- _YOUR GOAL_
Write out again, exactly as they appear, the lines from the line with "Give me the" through the line with "FaCog, FaDatabase, FaClipboard". Do not include any pictures.

- _A run of records_
++++++
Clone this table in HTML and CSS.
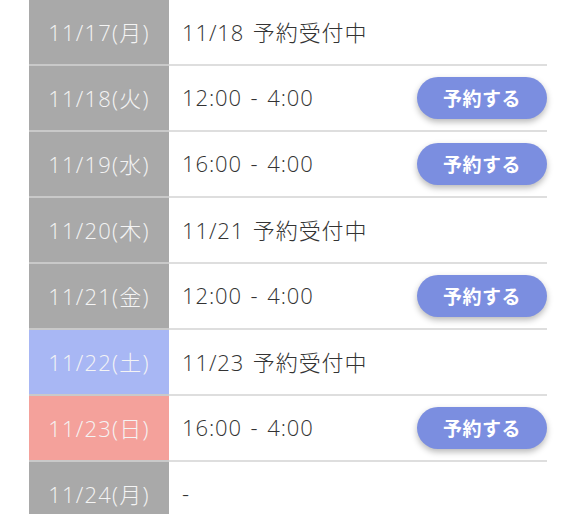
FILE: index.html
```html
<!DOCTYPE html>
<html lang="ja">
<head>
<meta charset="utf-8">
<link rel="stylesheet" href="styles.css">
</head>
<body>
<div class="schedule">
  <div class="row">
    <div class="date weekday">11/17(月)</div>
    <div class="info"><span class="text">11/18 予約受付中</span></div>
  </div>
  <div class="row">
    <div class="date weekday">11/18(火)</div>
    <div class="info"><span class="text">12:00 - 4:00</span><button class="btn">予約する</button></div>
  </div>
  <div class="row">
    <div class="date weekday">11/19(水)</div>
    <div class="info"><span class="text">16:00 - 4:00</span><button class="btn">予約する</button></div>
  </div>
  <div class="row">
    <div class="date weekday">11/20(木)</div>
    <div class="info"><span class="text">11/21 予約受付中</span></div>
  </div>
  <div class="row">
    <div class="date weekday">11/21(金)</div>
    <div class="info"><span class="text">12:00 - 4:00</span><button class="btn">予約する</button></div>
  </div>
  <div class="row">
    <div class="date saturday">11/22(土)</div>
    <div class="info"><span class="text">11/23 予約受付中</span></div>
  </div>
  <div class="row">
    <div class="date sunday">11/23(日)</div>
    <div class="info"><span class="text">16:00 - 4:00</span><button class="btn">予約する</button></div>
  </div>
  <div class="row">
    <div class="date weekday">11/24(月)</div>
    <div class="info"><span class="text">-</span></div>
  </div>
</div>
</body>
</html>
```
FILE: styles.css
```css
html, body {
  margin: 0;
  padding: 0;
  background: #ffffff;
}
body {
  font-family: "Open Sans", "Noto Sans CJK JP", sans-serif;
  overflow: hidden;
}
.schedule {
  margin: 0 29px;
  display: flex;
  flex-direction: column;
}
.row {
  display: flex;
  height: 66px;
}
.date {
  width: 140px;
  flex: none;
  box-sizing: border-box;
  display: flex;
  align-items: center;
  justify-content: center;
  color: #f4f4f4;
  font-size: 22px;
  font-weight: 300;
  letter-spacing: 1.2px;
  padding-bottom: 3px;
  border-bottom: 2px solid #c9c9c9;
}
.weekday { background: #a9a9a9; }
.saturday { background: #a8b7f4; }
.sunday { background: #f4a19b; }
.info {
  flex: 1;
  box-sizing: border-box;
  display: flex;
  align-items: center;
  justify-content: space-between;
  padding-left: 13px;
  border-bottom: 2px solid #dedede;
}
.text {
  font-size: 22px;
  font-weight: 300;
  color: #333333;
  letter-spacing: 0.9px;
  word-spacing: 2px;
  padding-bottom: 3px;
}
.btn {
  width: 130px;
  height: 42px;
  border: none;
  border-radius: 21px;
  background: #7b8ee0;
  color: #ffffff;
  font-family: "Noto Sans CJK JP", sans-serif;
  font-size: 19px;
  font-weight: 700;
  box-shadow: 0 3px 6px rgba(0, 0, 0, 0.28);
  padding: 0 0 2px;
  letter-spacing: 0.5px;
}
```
++++++
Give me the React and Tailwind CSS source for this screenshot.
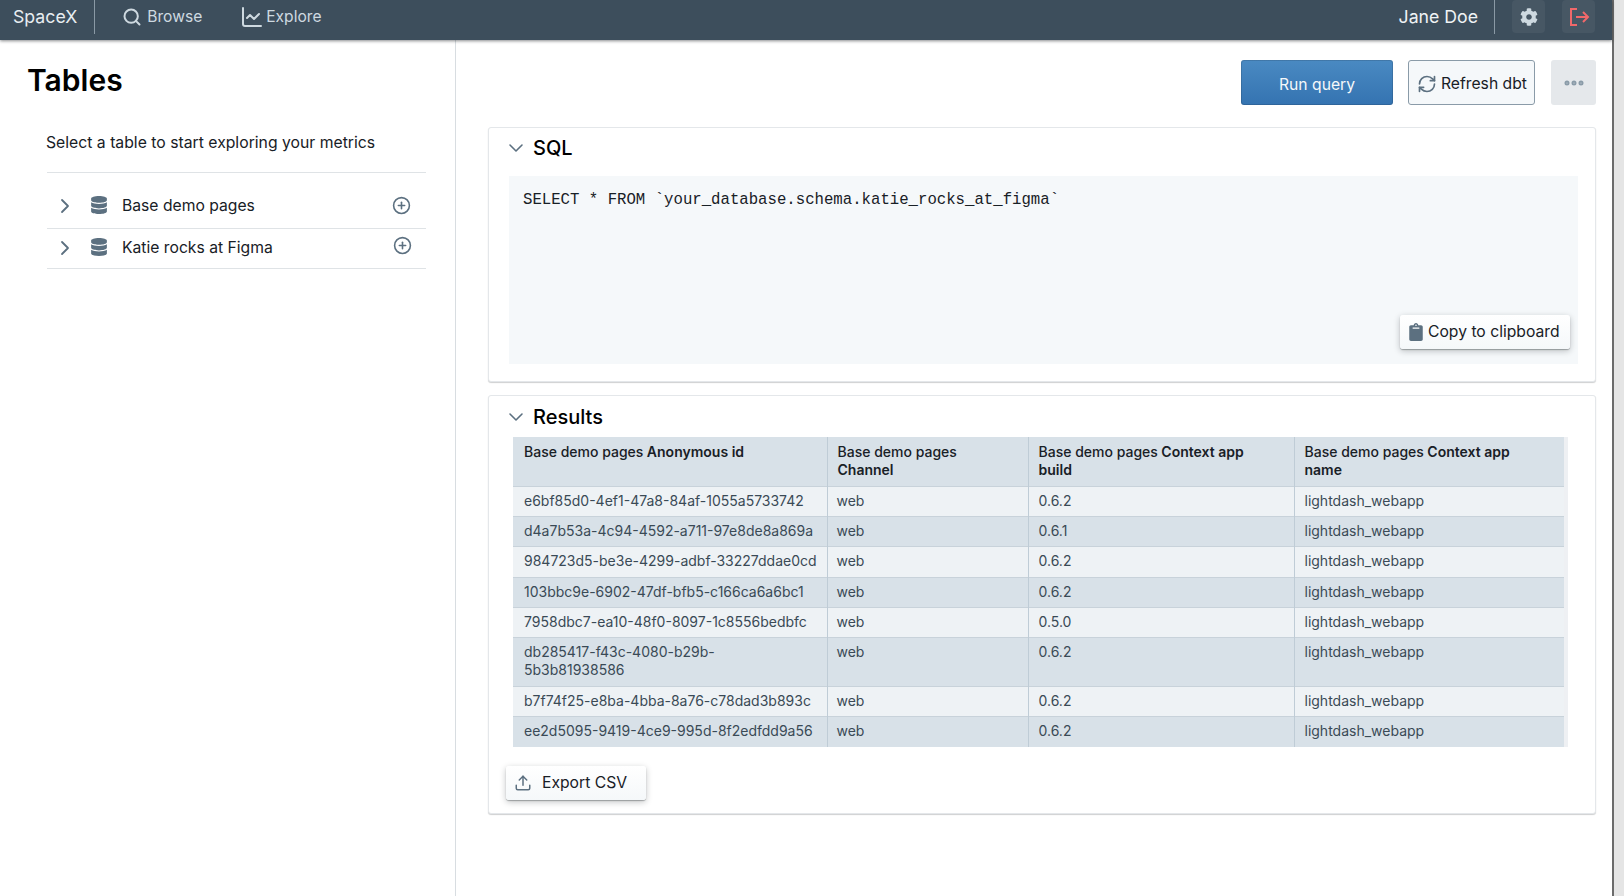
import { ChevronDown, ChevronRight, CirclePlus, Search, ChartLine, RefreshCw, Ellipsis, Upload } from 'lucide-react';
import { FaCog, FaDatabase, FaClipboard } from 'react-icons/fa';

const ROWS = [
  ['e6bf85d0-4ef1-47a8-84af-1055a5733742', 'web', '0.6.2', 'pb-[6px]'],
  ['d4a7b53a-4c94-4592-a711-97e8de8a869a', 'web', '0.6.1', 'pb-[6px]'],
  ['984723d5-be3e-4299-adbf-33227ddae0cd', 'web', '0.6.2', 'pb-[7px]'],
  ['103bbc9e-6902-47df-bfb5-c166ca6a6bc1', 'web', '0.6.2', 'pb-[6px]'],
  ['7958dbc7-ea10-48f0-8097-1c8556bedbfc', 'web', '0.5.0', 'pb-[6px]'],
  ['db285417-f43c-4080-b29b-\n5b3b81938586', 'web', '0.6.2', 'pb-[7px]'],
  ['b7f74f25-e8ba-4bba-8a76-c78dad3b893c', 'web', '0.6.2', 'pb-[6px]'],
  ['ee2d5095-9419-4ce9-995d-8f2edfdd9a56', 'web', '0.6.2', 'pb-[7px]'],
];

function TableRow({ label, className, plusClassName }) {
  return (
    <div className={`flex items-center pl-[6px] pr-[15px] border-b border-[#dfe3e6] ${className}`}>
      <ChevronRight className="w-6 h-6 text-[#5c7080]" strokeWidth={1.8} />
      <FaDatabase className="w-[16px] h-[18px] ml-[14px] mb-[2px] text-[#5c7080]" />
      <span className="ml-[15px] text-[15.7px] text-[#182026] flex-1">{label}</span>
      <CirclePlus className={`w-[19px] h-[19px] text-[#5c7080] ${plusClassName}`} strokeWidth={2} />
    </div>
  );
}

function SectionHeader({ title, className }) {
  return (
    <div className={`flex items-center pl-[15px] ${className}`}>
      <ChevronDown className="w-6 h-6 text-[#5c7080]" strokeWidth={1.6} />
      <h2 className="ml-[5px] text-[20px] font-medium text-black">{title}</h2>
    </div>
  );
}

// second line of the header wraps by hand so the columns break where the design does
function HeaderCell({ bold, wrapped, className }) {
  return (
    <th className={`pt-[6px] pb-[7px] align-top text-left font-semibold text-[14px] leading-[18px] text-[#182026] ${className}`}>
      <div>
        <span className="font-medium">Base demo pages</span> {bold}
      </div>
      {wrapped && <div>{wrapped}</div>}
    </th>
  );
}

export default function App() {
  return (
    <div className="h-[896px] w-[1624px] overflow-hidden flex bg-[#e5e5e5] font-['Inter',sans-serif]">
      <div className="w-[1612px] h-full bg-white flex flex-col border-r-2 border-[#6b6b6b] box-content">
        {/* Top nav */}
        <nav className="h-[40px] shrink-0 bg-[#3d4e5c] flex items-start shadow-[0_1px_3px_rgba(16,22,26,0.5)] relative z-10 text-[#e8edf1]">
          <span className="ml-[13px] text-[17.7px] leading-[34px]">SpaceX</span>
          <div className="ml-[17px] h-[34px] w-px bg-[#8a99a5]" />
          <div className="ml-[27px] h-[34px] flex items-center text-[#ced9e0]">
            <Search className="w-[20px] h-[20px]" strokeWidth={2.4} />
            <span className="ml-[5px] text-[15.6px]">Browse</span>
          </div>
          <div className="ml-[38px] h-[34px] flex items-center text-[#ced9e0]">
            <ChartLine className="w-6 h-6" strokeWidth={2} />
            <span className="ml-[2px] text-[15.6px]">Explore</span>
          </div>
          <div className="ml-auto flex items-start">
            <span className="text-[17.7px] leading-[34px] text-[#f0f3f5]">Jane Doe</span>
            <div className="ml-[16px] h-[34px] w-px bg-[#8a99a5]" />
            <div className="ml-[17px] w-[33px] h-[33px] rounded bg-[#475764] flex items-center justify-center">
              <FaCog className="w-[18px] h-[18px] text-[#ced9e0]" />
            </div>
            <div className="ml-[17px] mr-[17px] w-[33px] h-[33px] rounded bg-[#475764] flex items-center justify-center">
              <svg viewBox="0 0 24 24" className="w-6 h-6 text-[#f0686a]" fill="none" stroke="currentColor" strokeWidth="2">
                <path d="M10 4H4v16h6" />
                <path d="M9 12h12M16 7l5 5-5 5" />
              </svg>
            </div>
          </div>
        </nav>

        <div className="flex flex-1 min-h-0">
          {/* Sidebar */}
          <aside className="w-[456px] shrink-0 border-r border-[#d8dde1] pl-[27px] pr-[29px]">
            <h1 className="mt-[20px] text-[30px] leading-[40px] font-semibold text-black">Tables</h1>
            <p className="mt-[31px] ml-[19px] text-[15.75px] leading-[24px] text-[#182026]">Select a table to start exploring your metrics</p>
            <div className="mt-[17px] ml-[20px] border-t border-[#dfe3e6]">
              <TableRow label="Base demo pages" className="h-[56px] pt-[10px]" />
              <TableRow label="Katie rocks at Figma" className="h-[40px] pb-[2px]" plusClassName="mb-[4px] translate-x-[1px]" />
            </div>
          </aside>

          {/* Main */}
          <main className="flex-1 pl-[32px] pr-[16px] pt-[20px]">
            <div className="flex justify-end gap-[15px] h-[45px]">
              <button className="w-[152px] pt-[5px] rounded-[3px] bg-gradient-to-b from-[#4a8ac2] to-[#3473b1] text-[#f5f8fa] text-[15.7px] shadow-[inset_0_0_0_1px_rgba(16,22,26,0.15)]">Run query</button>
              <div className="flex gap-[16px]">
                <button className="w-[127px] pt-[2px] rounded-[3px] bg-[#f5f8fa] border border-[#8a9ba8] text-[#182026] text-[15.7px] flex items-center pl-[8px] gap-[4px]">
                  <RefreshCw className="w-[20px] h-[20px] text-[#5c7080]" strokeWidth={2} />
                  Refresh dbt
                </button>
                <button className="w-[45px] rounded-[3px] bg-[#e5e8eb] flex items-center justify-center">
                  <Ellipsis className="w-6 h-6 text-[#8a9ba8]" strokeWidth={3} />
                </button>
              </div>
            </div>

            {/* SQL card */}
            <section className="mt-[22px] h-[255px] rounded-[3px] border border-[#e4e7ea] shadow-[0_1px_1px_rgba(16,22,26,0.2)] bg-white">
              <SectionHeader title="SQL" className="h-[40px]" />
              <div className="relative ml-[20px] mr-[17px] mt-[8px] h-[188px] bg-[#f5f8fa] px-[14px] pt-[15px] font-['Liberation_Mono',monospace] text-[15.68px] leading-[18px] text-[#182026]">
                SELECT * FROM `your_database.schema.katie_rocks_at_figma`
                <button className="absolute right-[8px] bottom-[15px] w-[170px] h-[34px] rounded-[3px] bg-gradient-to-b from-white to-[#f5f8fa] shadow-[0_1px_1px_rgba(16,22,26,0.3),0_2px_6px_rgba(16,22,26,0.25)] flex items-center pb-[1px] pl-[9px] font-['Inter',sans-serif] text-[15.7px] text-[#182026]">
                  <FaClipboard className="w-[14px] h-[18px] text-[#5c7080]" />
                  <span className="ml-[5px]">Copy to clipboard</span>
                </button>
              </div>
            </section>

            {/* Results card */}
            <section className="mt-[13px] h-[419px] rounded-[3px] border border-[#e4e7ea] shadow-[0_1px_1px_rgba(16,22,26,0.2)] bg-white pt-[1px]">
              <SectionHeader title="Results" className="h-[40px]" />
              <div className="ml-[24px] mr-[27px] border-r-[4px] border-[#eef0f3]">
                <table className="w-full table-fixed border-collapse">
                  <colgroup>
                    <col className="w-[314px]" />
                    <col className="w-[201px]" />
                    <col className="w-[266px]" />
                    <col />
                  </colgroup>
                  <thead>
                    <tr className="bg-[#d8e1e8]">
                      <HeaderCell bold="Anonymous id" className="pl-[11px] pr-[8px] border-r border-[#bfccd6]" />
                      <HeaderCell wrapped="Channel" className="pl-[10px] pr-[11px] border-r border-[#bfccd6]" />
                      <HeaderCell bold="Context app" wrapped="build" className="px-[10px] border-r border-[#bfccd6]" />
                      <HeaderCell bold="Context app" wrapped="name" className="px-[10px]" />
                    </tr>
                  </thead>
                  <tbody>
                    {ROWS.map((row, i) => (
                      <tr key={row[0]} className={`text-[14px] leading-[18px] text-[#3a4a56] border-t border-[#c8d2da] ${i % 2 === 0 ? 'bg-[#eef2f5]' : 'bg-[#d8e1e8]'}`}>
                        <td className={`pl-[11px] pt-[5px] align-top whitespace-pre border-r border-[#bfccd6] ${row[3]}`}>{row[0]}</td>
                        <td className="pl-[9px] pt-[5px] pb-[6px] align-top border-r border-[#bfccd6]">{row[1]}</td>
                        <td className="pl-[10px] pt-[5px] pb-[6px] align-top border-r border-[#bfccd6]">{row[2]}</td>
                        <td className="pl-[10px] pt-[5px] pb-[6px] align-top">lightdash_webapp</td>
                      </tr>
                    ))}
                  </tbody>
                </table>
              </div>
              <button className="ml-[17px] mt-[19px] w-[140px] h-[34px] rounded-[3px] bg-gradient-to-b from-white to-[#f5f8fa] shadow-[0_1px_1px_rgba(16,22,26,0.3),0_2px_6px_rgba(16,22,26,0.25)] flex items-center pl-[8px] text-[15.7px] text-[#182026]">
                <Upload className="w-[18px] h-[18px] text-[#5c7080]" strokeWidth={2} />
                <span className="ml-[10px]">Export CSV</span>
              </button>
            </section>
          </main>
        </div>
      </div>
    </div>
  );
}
++++++
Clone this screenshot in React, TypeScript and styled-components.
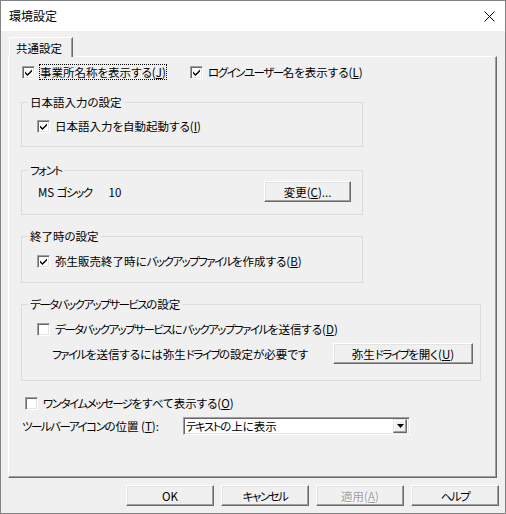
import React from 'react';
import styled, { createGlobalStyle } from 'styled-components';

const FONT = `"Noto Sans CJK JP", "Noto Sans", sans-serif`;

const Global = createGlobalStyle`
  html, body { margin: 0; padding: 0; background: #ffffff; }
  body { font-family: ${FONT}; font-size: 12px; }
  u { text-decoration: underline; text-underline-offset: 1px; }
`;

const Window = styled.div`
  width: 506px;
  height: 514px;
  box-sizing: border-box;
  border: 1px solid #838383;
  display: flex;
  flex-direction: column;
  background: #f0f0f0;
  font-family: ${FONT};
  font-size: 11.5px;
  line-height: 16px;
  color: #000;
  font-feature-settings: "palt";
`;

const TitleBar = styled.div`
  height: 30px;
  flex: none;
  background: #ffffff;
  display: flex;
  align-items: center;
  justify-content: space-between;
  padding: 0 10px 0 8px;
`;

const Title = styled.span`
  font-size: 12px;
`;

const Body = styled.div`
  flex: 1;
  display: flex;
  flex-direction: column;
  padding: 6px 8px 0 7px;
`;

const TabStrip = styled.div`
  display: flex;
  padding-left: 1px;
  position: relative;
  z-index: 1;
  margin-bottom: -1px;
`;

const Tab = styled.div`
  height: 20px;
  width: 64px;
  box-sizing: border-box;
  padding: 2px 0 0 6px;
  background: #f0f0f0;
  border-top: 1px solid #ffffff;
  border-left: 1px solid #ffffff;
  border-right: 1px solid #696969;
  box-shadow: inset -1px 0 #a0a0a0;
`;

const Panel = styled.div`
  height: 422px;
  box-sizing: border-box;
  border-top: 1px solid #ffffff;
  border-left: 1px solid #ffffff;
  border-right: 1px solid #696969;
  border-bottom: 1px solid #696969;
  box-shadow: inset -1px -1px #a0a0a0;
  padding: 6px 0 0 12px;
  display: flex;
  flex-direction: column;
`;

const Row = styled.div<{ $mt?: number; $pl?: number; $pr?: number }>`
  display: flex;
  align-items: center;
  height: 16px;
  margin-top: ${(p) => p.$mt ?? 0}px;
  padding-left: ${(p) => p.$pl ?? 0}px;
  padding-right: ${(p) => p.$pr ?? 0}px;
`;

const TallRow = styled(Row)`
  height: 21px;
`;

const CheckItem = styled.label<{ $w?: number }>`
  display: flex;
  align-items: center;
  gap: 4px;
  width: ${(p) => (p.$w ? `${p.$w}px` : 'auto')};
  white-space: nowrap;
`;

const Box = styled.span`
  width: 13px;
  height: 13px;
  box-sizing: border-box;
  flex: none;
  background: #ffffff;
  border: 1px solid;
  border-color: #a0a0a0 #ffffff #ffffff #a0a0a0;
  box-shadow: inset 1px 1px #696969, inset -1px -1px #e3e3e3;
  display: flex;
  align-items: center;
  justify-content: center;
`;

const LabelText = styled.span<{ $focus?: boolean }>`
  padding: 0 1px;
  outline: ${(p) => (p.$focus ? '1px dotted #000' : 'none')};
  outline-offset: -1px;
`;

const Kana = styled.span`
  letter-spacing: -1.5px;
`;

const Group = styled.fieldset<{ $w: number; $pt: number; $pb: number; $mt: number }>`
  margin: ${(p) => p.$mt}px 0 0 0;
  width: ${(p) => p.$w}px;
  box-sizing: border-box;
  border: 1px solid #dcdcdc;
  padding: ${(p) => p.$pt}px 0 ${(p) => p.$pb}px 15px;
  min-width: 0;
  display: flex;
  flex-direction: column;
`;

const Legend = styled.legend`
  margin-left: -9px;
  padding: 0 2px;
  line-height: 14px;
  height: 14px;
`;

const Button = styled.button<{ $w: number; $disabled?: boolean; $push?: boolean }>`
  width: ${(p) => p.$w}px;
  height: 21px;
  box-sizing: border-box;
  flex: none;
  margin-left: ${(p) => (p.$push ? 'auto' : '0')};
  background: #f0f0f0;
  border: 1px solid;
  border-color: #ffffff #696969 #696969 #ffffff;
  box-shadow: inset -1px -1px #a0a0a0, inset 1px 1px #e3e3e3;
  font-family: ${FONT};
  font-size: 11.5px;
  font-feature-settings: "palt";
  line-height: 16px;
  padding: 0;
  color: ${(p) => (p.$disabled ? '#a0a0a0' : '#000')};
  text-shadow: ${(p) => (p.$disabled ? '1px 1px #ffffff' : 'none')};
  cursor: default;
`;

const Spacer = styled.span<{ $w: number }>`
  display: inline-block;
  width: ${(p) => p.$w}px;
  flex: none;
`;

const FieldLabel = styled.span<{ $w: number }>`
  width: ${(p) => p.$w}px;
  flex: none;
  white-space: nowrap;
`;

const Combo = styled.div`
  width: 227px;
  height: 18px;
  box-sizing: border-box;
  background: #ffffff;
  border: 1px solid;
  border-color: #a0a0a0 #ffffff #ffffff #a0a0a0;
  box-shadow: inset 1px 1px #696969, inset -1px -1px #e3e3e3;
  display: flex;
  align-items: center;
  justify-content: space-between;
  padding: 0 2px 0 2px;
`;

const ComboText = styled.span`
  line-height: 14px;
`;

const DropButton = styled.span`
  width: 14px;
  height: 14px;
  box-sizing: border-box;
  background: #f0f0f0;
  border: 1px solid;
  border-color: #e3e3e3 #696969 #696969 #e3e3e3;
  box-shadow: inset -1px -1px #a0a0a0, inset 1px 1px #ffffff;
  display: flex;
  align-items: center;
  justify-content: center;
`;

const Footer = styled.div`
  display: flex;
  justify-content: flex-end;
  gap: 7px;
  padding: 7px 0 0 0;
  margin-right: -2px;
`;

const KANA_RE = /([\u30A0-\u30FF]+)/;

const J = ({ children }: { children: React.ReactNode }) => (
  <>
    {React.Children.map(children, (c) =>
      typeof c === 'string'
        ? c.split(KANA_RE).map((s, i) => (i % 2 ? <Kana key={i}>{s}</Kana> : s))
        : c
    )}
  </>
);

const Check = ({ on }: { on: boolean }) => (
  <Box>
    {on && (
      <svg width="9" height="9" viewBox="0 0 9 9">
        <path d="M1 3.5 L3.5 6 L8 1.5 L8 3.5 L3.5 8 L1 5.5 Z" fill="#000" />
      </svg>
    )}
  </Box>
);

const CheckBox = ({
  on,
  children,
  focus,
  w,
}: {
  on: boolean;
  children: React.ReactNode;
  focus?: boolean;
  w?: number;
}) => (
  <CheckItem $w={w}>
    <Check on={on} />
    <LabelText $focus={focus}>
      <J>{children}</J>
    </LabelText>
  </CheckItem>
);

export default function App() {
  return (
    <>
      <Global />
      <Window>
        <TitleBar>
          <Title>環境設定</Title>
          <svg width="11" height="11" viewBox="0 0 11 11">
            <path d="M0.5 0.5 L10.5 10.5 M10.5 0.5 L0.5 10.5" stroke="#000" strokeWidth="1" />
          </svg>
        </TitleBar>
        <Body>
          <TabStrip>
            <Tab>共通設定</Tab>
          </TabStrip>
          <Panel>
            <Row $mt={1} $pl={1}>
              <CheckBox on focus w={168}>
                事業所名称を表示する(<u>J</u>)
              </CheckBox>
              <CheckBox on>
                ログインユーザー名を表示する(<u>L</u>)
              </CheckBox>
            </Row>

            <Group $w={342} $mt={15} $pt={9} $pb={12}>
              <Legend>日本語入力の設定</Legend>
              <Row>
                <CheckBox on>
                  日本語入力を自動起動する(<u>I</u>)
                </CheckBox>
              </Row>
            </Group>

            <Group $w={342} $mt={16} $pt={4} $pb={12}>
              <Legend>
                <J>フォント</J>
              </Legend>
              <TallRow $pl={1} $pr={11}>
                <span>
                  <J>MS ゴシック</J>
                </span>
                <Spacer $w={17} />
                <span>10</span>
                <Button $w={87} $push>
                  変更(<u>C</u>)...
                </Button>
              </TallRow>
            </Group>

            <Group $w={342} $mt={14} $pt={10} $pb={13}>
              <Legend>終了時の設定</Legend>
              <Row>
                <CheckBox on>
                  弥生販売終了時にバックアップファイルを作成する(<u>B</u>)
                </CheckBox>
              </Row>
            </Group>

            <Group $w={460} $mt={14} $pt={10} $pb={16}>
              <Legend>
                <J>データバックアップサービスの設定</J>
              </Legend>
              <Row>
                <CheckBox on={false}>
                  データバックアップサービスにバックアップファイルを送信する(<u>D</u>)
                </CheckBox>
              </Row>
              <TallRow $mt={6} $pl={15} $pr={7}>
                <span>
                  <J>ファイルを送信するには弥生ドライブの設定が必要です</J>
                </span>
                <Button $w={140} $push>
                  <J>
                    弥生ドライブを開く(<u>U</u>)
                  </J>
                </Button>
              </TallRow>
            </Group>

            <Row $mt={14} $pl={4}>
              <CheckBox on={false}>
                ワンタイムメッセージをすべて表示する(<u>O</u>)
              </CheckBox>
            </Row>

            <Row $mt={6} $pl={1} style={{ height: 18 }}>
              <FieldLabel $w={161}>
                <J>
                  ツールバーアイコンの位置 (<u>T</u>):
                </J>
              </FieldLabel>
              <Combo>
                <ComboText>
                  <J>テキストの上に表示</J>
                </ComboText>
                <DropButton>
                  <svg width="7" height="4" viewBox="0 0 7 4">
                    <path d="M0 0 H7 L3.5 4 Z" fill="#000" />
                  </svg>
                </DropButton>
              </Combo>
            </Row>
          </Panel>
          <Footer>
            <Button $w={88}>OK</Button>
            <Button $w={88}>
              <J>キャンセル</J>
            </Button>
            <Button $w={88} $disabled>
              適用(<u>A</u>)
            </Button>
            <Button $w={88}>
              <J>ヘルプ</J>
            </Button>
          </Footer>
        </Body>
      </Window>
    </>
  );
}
++++++
- _TASK SOLUTION_
Give me the React and Tailwind CSS source for this screenshot.
import { ChevronDown, ChevronRight, CirclePlus, Search, ChartLine, RefreshCw, Ellipsis, Upload } from 'lucide-react';
import { FaCog, FaDatabase, FaClipboard } from 'react-icons/fa';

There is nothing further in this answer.